根据金宇澄长篇小说《繁花》改编的同名电视剧热播后,剧中的“宝总泡饭”也随之爆火。据剧中介绍,“宝总泡饭”即是直接用开水冲泡的米饭,并辅以黄泥螺、红腐乳、虾籽鲞鱼、肉松、酱瓜和蘸腐乳汁的油条等各有滋味的小菜。
“宝总泡饭”其实就是我们常说的烫饭。烫饭也称水饭,古已有之,早在南唐时期就有过相关记载:“我未及飡,尔可且点心,止于水饭数匙。”(刘崇远《金华子杂编》)
从目前文献资料来看,水饭一词最早出现在南唐。但由于粮食有限这一客观因素,水饭在当时并没有达到人人皆食的程度,它的真正流行是在宋朝。孟元老《东京梦华录》记载:“自州桥南去,当街水饭、爊肉、干脯。”“巷陌路口,桥门市井,皆卖大小米水饭……”元代郑光祖在杂剧《伊尹耕莘》中描写了水饭的吃法:“新捞的水饭镇心凉,半截梢瓜蘸酱。”可见,当时人们吃水饭颇为讲究,既要保证水饭凉爽可口,也要辅以酱菜等吃食,让味蕾有多层次的丰富体验。
在称呼上,长期以来人们习惯把用水冲泡的米饭称作水饭,这种叫法直至清末民初才有所变化。
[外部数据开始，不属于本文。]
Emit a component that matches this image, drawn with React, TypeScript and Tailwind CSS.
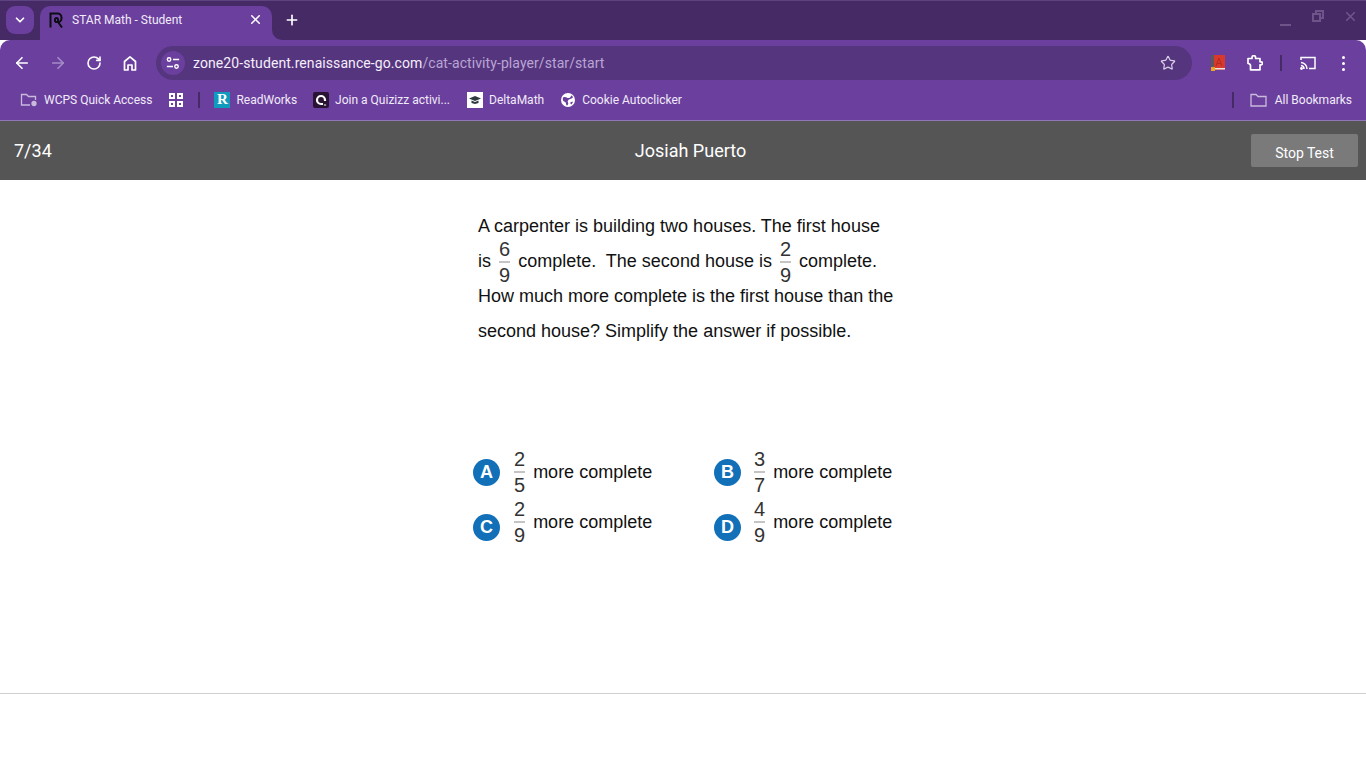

当时长江流域霍乱流行,人们为了身体健康,吃水饭不再像之前那样用凉水冲泡,而是改成用热水,这也使得水饭的定义发生了变化。此后,人们把用热水泡过的米饭称为烫饭,而水饭则专指用凉水泡过的米饭。
作为人们生活中的重要吃食,水饭自然也是文人墨客的关注对象,常出现在文学作品中。北宋词人曹组专门为水饭作过一词:“霜落吴江,万畦香稻来场圃。夜村舂黍,草屋寒灯雨。玉粒长腰,沈水温温注。相留住,共抄云子,更听歌声度。”(《点绛唇·水饭》)南唐的伍乔也在《僻居谢何明府见访》一诗中写道:“满斋尘土一床藓,多谢从容水饭回。”
水饭听着简单容易,但制作起来却需要下一番功夫,对每一道工序都要严格把控。不仅要选择好搭配的食材,还要注意水的温度和米的软硬程度,只有这样才能享受到一道别有风味的美食。
剧中的“宝总泡饭”属于上海泡饭的一种。上海泡饭也被称为咸泡饭,共有两种吃法:一种是水泡饭,就是直接用开水冲泡过的米饭,或是用水烧开的隔夜饭;另一种则是菜泡饭,即用剩菜熬煮的泡饭。两种泡饭各有各的美味,前者味道更清淡,后者则更有滋味。
除了上海泡饭,北京和武汉也有各自的烫饭。北京的烫饭和上海的菜泡饭较像,也是在熬煮的米饭里加上剩菜。武汉烫饭是用水煮剩饭,待到水开时,再往锅里加上青菜、猪油等配菜配料。不过武汉的烫饭最有趣的是读音。武汉人一般不把烫说成“tàng”的音,而是念“tǎ”,只有在说烫饭时会说成“tàng”。